Auf alle Faelle freue ich mich nun schon riesig auf meine Indien Touren ( Suedtour, Nordtour, Himalaya) und bin dankbar, dass ich daran teilnehmen darf. Da habe ich die einmalige Chance viele Staedte und besondere Orte sehen zu koennen. Zuerst werde ich an der Sued Tour teilnehmen worauf ich sehr gespannt bin. Für Deutsche unvorstellbar, aber meine erste Tour startet am 24.12.2012fuer mich! Am Heiligabend nehme ich in der Nacht einen Zug. Während in Deutschland alle in den Weihnachtsvorbereitungen stecken und bei kaltem Wetter es sich zu Hause gemuetlich machen, sind bei uns nach deutschen Verhaeltnissen sommerliche Temperaturen. Ich weiss jetzt, wie sehr ich die deutschen Jahreszeiten vermisse!

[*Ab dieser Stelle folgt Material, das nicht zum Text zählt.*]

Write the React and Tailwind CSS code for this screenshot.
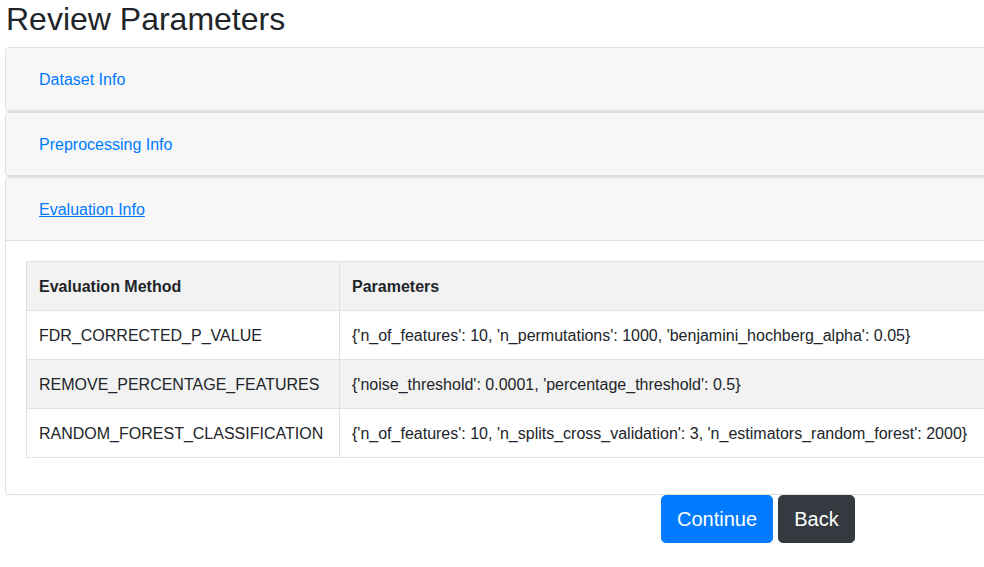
export default function App() {
  const rows = [
    ["FDR_CORRECTED_P_VALUE", "{'n_of_features': 10, 'n_permutations': 1000, 'benjamini_hochberg_alpha': 0.05}", false],
    ["REMOVE_PERCENTAGE_FEATURES", "{'noise_threshold': 0.0001, 'percentage_threshold': 0.5}", true],
    ["RANDOM_FOREST_CLASSIFICATION", "{'n_of_features': 10, 'n_splits_cross_validation': 3, 'n_estimators_random_forest': 2000}", false],
  ];
  const font = { fontFamily: '"Liberation Sans", Arial, sans-serif' };
  return (
    <div className="w-[984px] h-[567px] overflow-hidden bg-white text-[#212529] px-[5px]" style={font}>
      <h2 className="text-[32px] leading-[38.4px] font-medium mb-[9px] ml-px">Review Parameters</h2>
      <div className="w-[1250px]">
        {["Dataset Info", "Preprocessing Info"].map((t) => (
          <div key={t} className="border border-[#dfdfdf] rounded-[4px] bg-white">
            <div className="bg-[#f7f7f7] border-b border-[#dfdfdf] px-5 py-3 rounded-t-[3px]">
              <span className="inline-block border border-transparent px-3 pt-[7px] pb-[5px] text-base leading-6 text-[#007bff]">{t}</span>
            </div>
          </div>
        ))}
        <div className="border border-[#dfdfdf] rounded-[4px] bg-white">
          <div className="bg-[#f7f7f7] border-b border-[#dfdfdf] px-5 py-3 rounded-t-[3px]">
            <span className="inline-block border border-transparent px-3 pt-[7px] pb-[5px] text-base leading-6 text-[#007bff] underline">Evaluation Info</span>
          </div>
          <div className="p-5">
            <table className="w-full border-collapse text-base leading-6 mb-4">
              <thead>
                <tr className="bg-[#f2f2f2]">
                  <th className="w-[313px] border border-[#dee2e6] px-3 pt-[13px] pb-[11px] text-left font-bold">Evaluation Method</th>
                  <th className="border border-[#dee2e6] px-3 pt-[13px] pb-[11px] text-left font-bold">Parameters</th>
                </tr>
              </thead>
              <tbody>
                {rows.map(([a, b, g]) => (
                  <tr key={a} className={g ? "bg-[#f2f2f2]" : "bg-white"}>
                    <td className="border border-[#dee2e6] px-3 pt-[13px] pb-[11px] whitespace-nowrap">{a}</td>
                    <td className="border border-[#dee2e6] px-3 pt-[13px] pb-[11px] whitespace-nowrap">{b}</td>
                  </tr>
                ))}
              </tbody>
            </table>
          </div>
        </div>
      </div>
      <div className="flex gap-[5px] ml-[656px]">
        <button className="w-[112px] bg-[#007bff] text-white text-[20px] leading-[30px] py-2 rounded-[4.8px] border border-[#007bff]">Continue</button>
        <button className="w-[77px] bg-[#343a40] text-white text-[20px] leading-[30px] py-2 rounded-[4.8px] border border-[#343a40]">Back</button>
      </div>
    </div>
  );
}
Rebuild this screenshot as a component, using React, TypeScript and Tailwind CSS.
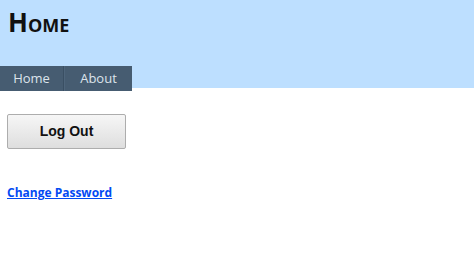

Nun bin schon seit Mitte August hier und kann sagen, dass es wirklich meine beste Entscheidung war mit Rotary einen Austausch nach Indien zu machen. Ich habe die Chance eine voellig andere Kultur als Mitglied einer Familie kennenzulernen, merke sehr große Unterschiede zu den Bequemlichkeiten in meinem deutschen Alltag, aber merke auch, dass es auf ganz andere Dinge im Leben ankommt. Die Menschen um mich herum sind neugierig auf mich, begegnen mir voellig offen und freundlich. Ich glaube in Deutschland kann man man noch ein wenig daran lernen, dass man an einem Fremden Interesse haben muss und ihm nicht erst einmal mit Skepsis begegnen muss. Mit den Erfahrungen die ich hier machen kann, bekomme ich doch einen anderen Blick auf viele Dinge. Dafuer bin ich dankbar. Auch lerne ich hier Dinge in Deutschland viel mehr zu schaetzen, als ich es vor meinem Jahr tat. Ja, es wird mir erst jetzt so richtig bewusst, wie ich doch Deutschland liebe.

Bedanken moechte ich mich bei meinem entsendenden Rotary Club , der mir die Chance zu diesem einzigartigen Jahr gegeben hat.

Eine schoene Adventszeit und dann „Frohe Weihnachten“ aus Coimbatore bei 30 Grad.